Copy out each line in the material below that has the word "with".

··· DATA SHOWN

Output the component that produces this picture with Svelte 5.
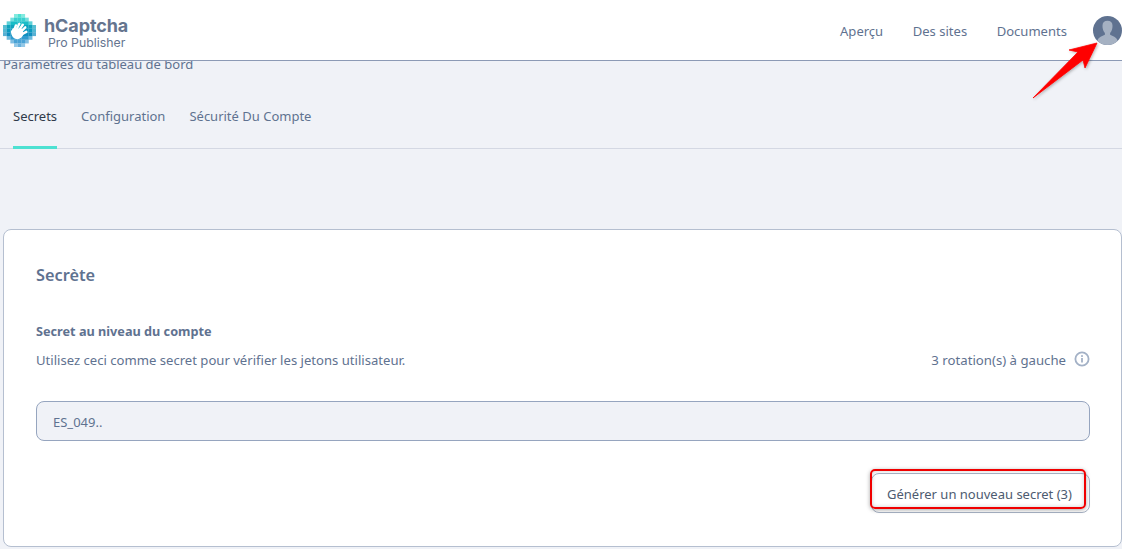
<script>
  const logoCells = [];
  const rows = [
    [3, 6, '#4de1d2'], [2, 7, '#39d0cf'], [1, 8, '#19bdc7'], [0, 9, '#0fa3bd'], [0, 9, '#0a9ac0'], [0, 9, '#0f8fc0'], [1, 8, '#2f9ccf'], [2, 7, '#4aa3d6'], [3, 6, '#66b0dd']
  ];
  rows.forEach(([a, b, c], y) => {
    for (let x = a; x < b; x++) {
      const edge = x === a || x === b - 1;
      logoCells.push({ x: x * 3.7, y: y * 3.7, c, o: edge ? 0.7 : 1 });
    }
  });
</script>

<div class="page">
  <header class="topbar">
    <div class="brand">
      <svg class="logo" viewBox="0 0 33.3 33.3" aria-hidden="true">
        {#each logoCells as cell}
          <rect x={cell.x} y={cell.y} width="3.8" height="3.8" fill={cell.c} opacity={cell.o} />
        {/each}
        <g stroke="#fff" stroke-width="2.4" stroke-linecap="round" fill="none">
          <path d="M11 17 L13 11.500" />
          <path d="M13.500 16 L16.500 9.800" />
          <path d="M16 16.500 L20 10.800" />
          <path d="M18 18 L22.500 13.500" />
          <path d="M19 20.500 L23.500 18" />
        </g>
        <path d="M8 17.500 L10 14.500 L19 15 L21 20 C19.500 24 16.500 25.800 13.500 25.300 C10.500 24.800 8 22 8 17.500 Z" fill="#fff" />
      </svg>
      <div class="brandtext">
        <span class="name">hCaptcha</span>
        <span class="plan">Pro Publisher</span>
      </div>
    </div>
    <nav class="nav">
      <span>Aperçu</span>
      <span>Des sites</span>
      <span>Documents</span>
      <svg class="avatar" viewBox="0 0 30 30" aria-hidden="true">
        <circle cx="15" cy="15" r="15" fill="#5f7290" />
        <path d="M4.500 25.500 C6 21.800 9.500 21 12.300 19.500 L12.300 17.500 C10.500 15.500 9.800 13 9.800 10 C9.800 7 11.800 5 15 5 C18.200 5 20.200 7 20.200 10 C20.200 13 19.500 15.500 17.700 17.500 L17.700 19.500 C20.500 21 24 21.800 25.500 25.500 C22.800 28.500 19 30 15 30 C11 30 7.200 28.500 4.500 25.500 Z" fill="#a5b1c2" />
      </svg>
    </nav>
  </header>

  <main class="content">
    <p class="crumb">Paramètres du tableau de bord</p>
    <div class="tabs">
      <span class="tab active">Secrets</span>
      <span class="tab">Configuration</span>
      <span class="tab">Sécurité Du Compte</span>
    </div>

    <section class="card">
      <h2>Secrète</h2>
      <h3>Secret au niveau du compte</h3>
      <div class="descrow">
        <span>Utilisez ceci comme secret pour vérifier les jetons utilisateur.</span>
        <span class="rot">3 rotation(s) à gauche
          <svg class="info" viewBox="0 0 16 16" aria-hidden="true">
            <circle cx="8" cy="8" r="6.600" fill="none" stroke="#a3b1c6" stroke-width="1.800" />
            <rect x="7.100" y="7" width="1.800" height="4.500" fill="#a3b1c6" />
            <rect x="7.100" y="4.200" width="1.800" height="1.700" fill="#a3b1c6" />
          </svg>
        </span>
      </div>
      <div class="field"><span class="fieldtext">ES_049..</span></div>
      <div class="actions">
        <button class="btn">Générer un nouveau secret (3)</button>
      </div>
    </section>
  </main>

  <svg class="arrow" viewBox="0 0 90 70" aria-hidden="true">
    <defs>
      <filter id="sh" x="-20%" y="-20%" width="140%" height="140%">
        <feDropShadow dx="1" dy="1" stdDeviation="1.500" flood-color="#000" flood-opacity="0.3" />
      </filter>
    </defs>
    <path d="M3 60 L48 14 L39 12 L67 5 L55 30 L53 22 Z" fill="#fe0000" stroke="#fe0000" stroke-width="0.800" stroke-linejoin="round" filter="url(#sh)" />
  </svg>
  <div class="highlight"></div>
</div>

<style>
  :global(body) {
    margin: 0;
    background: #f0f2f7;
    font-family: "Noto Sans", "Open Sans", sans-serif;
    overflow: hidden;
  }
  .page {
    position: relative;
    width: 1122px;
    height: 549px;
    overflow: hidden;
    background: #f0f2f7;
    color: #5f7290;
  }
  .topbar {
    position: relative;
    z-index: 1;
    height: 61px;
    box-sizing: border-box;
    background: #fff;
    border-bottom: 1px solid #8c9ab5;
    display: flex;
    justify-content: space-between;
    align-items: flex-start;
    padding: 0 0 0 3px;
  }
  .brand { display: flex; align-items: flex-start; gap: 8px; margin-top: 14px; }
  .logo { width: 33px; height: 33px; }
  .brandtext { display: flex; flex-direction: column; margin-top: 3px; }
  .name { font-family: "Inter", sans-serif; font-size: 18px; font-weight: 700; line-height: 18px; color: #65758f; letter-spacing: -0.1px; }
  .plan { font-family: "Inter", sans-serif; font-size: 12.300px; line-height: 14px; color: #65758f; margin: 1px 0 0 4px; }
  .nav { display: flex; align-items: center; gap: 29.500px; font-size: 13.050px; height: 62px; }
  .avatar { width: 29px; height: 29px; margin: -2px 0 0 -3.500px; }
  .content { padding: 0 0 0 3px; }
  .crumb { margin: -5px 0 0; font-size: 13px; line-height: 16px; height: 12px; }
  .tabs {
    display: flex;
    gap: 24px;
    height: 81px;
    margin: 0 0 0 -3px;
    padding: 0 0 0 13px;
    box-sizing: border-box;
    border-bottom: 1px solid #d4d8e3;
    font-size: 13px;
  }
  .tab { padding-top: 39px; height: 81px; box-sizing: border-box; }
  .tab.active { color: #2f3a4a; border-bottom: 3px solid #4de1d2; }
  .card {
    margin-top: 80px;
    width: 1119px;
    height: 318px;
    box-sizing: border-box;
    background: #fff;
    border: 1px solid #b5bfd0;
    border-radius: 8px;
    padding: 33px 31px 0 32px;
  }
  h2 { margin: 0; font-size: 16.300px; font-weight: 600; line-height: 24px; color: #5f7290; }
  h3 { margin: 35px 0 0; font-size: 12.700px; font-weight: 700; line-height: 18px; color: #5f7290; }
  .descrow { display: flex; justify-content: space-between; margin-top: 11px; font-size: 13.100px; line-height: 18px; }
  .rot { display: flex; align-items: center; gap: 8px; font-size: 13.200px; }
  .info { width: 16px; height: 16px; margin-top: -2px; }
  .field {
    margin-top: 32px;
    height: 40px;
    box-sizing: border-box;
    background: #f0f2f7;
    border: 1px solid #96a5bf;
    border-radius: 8px;
    padding-left: 16px;
    display: flex;
    align-items: center;
    font-size: 13px;
  }
  .fieldtext { padding-top: 2px; }
  .actions { display: flex; justify-content: flex-end; margin-top: 32px; }
  .btn {
    width: 219px;
    height: 40px;
    box-sizing: border-box;
    background: #fff;
    border: 1px solid #a8b3c5;
    border-radius: 8px;
    font: inherit;
    font-size: 13px;
    color: #4d5b70;
    padding: 2px 0 0 15px;
    text-align: left;
  }
  .arrow { position: absolute; z-index: 2; left: 1030px; top: 38px; width: 90px; height: 70px; }
  .highlight {
    position: absolute;
    left: 870px;
    top: 469px;
    width: 216px;
    height: 40px;
    box-sizing: border-box;
    border: 2px solid #f00000;
    border-radius: 5px;
    box-shadow: 0 1px 4px rgba(0,0,0,0.35), inset 0 0 4px rgba(0,0,0,0.2);
  }
</style>
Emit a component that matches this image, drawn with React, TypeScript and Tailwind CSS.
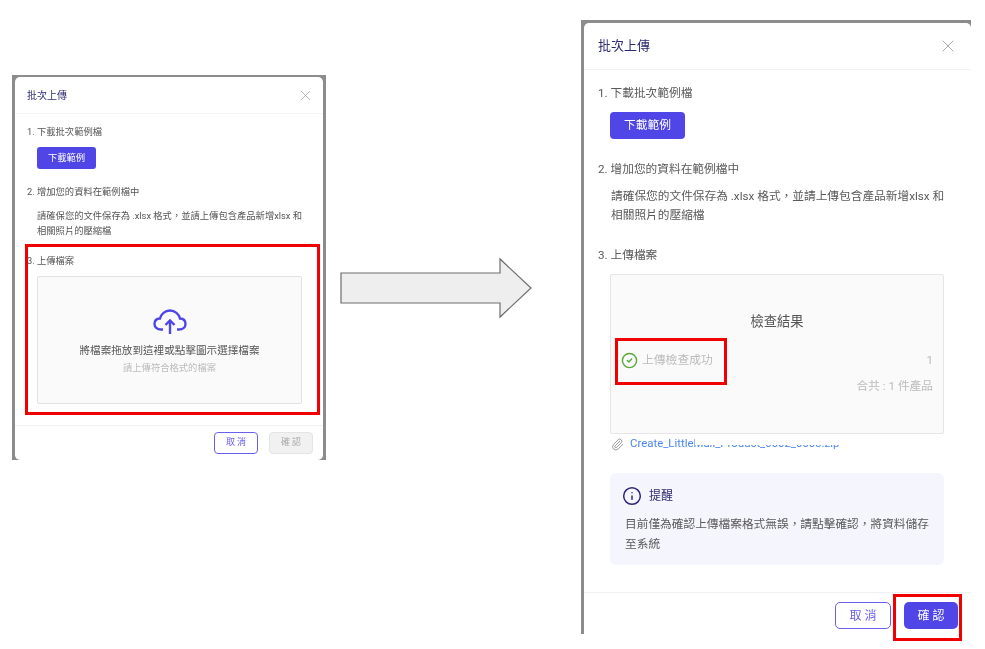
import { CircleCheck, Info, Paperclip, X } from "lucide-react";

const font = "[font-family:Roboto,'Noto_Sans_CJK_TC',sans-serif]";

const UploadCloud = () => {
  return (
    <svg className="mt-[32px] text-[#5046e8]" width="34" height="25" viewBox="0 0 34 25" fill="none" stroke="currentColor" strokeWidth="2.4">
      <path d="M10 20.5 H8 C4 20.5 1.5 18 1.5 15 C1.5 12 3.5 9.7 7 9.5 C8 5 12 1.5 17 1.5 C22 1.5 26 5 27 9.5 C30.5 9.7 32.5 12 32.5 15 C32.5 18 30 20.5 26 20.5 H24" />
      <path d="M17 25 V11.5" />
      <path d="M12.5 16 L17 11.5 L21.5 16" />
    </svg>
  );
};

const SmallDialog = () => {
  return (
    <div className="absolute left-[12px] top-[75px] h-[385px] w-[314px] bg-[#8c8c8c] px-[3px] pt-[2px]">
      <div className="h-full rounded-[5px] bg-white blur-[0.5px]">
        <div className="flex h-[37px] items-center justify-between border-b border-[#f5f5f5] pl-[12px] pr-[9px]">
          <h2 className="text-[10px] text-[#2c2a6e]">批次上傳</h2>
          <X className="h-[17px] w-[17px] text-[#9a9a9a]" strokeWidth={1} />
        </div>
        <div className="px-[12px] text-[9.3px] text-[#555]">
          <p className="mt-[12px] leading-[12px]">1. 下載批次範例檔</p>
          <button className="mt-[9px] ml-[10px] block h-[22px] w-[59px] rounded-[3px] bg-[#5046e8] text-[9.3px] text-white">
            下載範例
          </button>
          <p className="mt-[17px] leading-[12px]">2. 增加您的資料在範例檔中</p>
          <p className="mt-[10px] ml-[10px] w-[268px] leading-[15px]">
            請確保您的文件保存為 .xlsx 格式，並請上傳包含產品新增xlsx 和相關照片的壓縮檔
          </p>
          <p className="mt-[17px] leading-[12px]">3. 上傳檔案</p>
          <div className="mt-[9px] ml-[10px] flex h-[128px] w-[265px] flex-col items-center rounded-[2px] border border-[#e2e2e2] bg-[#fafafa]">
            <UploadCloud />
            <p className="mt-[10px] text-[10.6px] leading-[14px] text-[#555]">
              將檔案拖放到這裡或點擊圖示選擇檔案
            </p>
            <p className="mt-[4px] text-[9.3px] leading-[12px] text-[#bbb]">
              請上傳符合格式的檔案
            </p>
          </div>
        </div>
        <div className="mt-[21px] flex justify-end gap-[11px] border-t border-[#f0f0f0] pt-[6px] pr-[10px]">
          <button className="h-[22px] w-[44px] rounded-[4px] border border-[#6a60ee] bg-white pl-[2px] text-[9px] tracking-[2px] text-[#6a60ee]">
            取消
          </button>
          <button className="h-[22px] w-[44px] rounded-[4px] border border-[#e4e4e4] bg-[#f1f1f1] pl-[2px] text-[9px] tracking-[2px] text-[#aaa]">
            確認
          </button>
        </div>
      </div>
    </div>
  );
};

const LargeDialog = () => {
  return (
    <div className="absolute left-[581px] top-[20px] h-[614px] w-[390px] bg-[#8c8c8c] pl-[3px] pt-[3px]">
      <div className="h-full rounded-t-[5px] bg-white blur-[0.35px]">
        <div className="flex h-[47px] items-center justify-between border-b border-[#f3f3f3] pl-[14px] pr-[13px]">
          <h2 className="text-[13px] text-[#2c2a6e]">批次上傳</h2>
          <X className="h-[20px] w-[20px] text-[#9a9a9a]" strokeWidth={1} />
        </div>
        <div className="px-[14px] text-[11.7px] text-[#595959]">
          <p className="mt-[15px] leading-[17px]">1. 下載批次範例檔</p>
          <button className="mt-[10px] ml-[12px] block h-[27px] w-[75px] rounded-[4px] bg-[#5046e8] text-[11.7px] text-white">
            下載範例
          </button>
          <p className="mt-[22px] leading-[17px]">2. 增加您的資料在範例檔中</p>
          <p className="mt-[9px] ml-[13px] w-[336px] leading-[19px]">
            請確保您的文件保存為 .xlsx 格式，並請上傳包含產品新增xlsx 和相關照片的壓縮檔
          </p>
          <p className="mt-[22px] leading-[17px]">3. 上傳檔案</p>
          <div className="mt-[10px] ml-[12px] flex h-[160px] w-[334px] flex-col rounded-[2px] border border-[#e6e6e6] bg-[#fafafa] px-[10px]">
            <p className="mt-[37px] text-center text-[13.3px] leading-[20px] text-[#555]">檢查結果</p>
            <div className="mt-[20px] flex items-center justify-between">
              <div className="flex items-center gap-[4px]">
                <CircleCheck className="h-[17px] w-[17px] text-[#5aa83c]" strokeWidth={2} />
                <span className="text-[11.8px] text-[#bbb]">上傳檢查成功</span>
              </div>
              <span className="text-[11.7px] text-[#bbb]">1</span>
            </div>
            <p className="mt-[8px] text-right text-[11.7px] leading-[17px] text-[#bbb]">合共 : 1 件產品</p>
          </div>
          <div className="relative mt-[1px] flex h-[18px] items-center gap-[6px] pl-[13px]">
            <Paperclip className="h-[13px] w-[13px] text-[#8a8a8a]" strokeWidth={1.6} />
            <span className="text-[11.4px] text-[#4a86ee]">Create_LittleMall_Product_0002_0003.zip</span>
            {/* the source hides most of the file name under a white patch */}
            <div className="absolute left-[97px] top-0 h-[10px] w-[146px] bg-white" />
          </div>
          <div className="mt-[20px] ml-[12px] h-[92px] w-[334px] rounded-[6px] bg-[#f5f5fd] px-[15px]">
            <div className="flex items-center gap-[7px] pt-[13px] text-[#2c2a6e]">
              <Info className="-ml-[3px] h-[20px] w-[20px]" strokeWidth={1.8} />
              <span className="text-[12px]">提醒</span>
            </div>
            <p className="mt-[8px] leading-[20px]">
              目前僅為確認上傳檔案格式無誤，請點擊確認，將資料儲存至系統
            </p>
          </div>
        </div>
        <div className="mt-[27px] flex justify-end gap-[13px] border-t border-[#f0f0f0] pt-[9px] pr-[13px]">
          <button className="h-[27px] w-[56px] rounded-[5px] border border-[#6a60ee] bg-white pl-[3px] text-[12px] tracking-[3px] text-[#6a60ee]">
            取消
          </button>
          <button className="h-[27px] w-[54px] rounded-[5px] bg-[#5046e8] pl-[3px] text-[12px] tracking-[3px] text-white">
            確認
          </button>
        </div>
      </div>
    </div>
  );
};

const App = () => {
  return (
    <div className={`relative h-[649px] w-[985px] overflow-hidden bg-white ${font}`}>
      <SmallDialog />
      <LargeDialog />

      <svg className="absolute left-[339px] top-[257px]" width="194" height="62" viewBox="0 0 194 62">
        <path d="M2 16 H161 V2 L192 31 L161 60 V46 H2 Z" fill="#eeeeee" stroke="#6e6e6e" strokeWidth="1.2" />
      </svg>

      {/* red callouts drawn over the screenshots */}
      <div className="absolute left-[25px] top-[244px] h-[171px] w-[295px] border-[3px] border-[#f00000]" />
      <div className="absolute left-[615px] top-[338px] h-[47px] w-[112px] border-[3px] border-[#f00000]" />
      <div className="absolute left-[893px] top-[594px] h-[47px] w-[69px] border-[3px] border-[#f00000]" />
    </div>
  );
};

export default App;
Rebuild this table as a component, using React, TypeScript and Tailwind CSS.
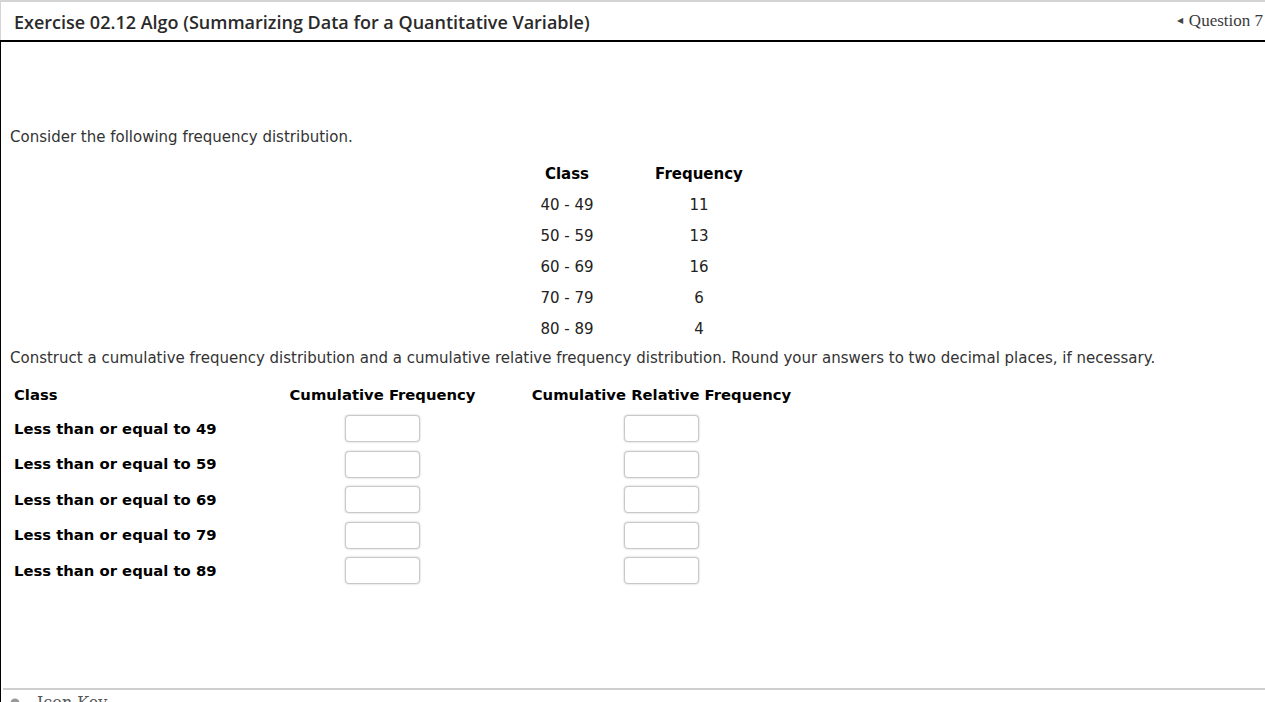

······

CORRECT ANSWER |
Output the component that produces this picture with Svelte 5.
Emit a component that matches this image, drawn with React, TypeScript and Tailwind CSS.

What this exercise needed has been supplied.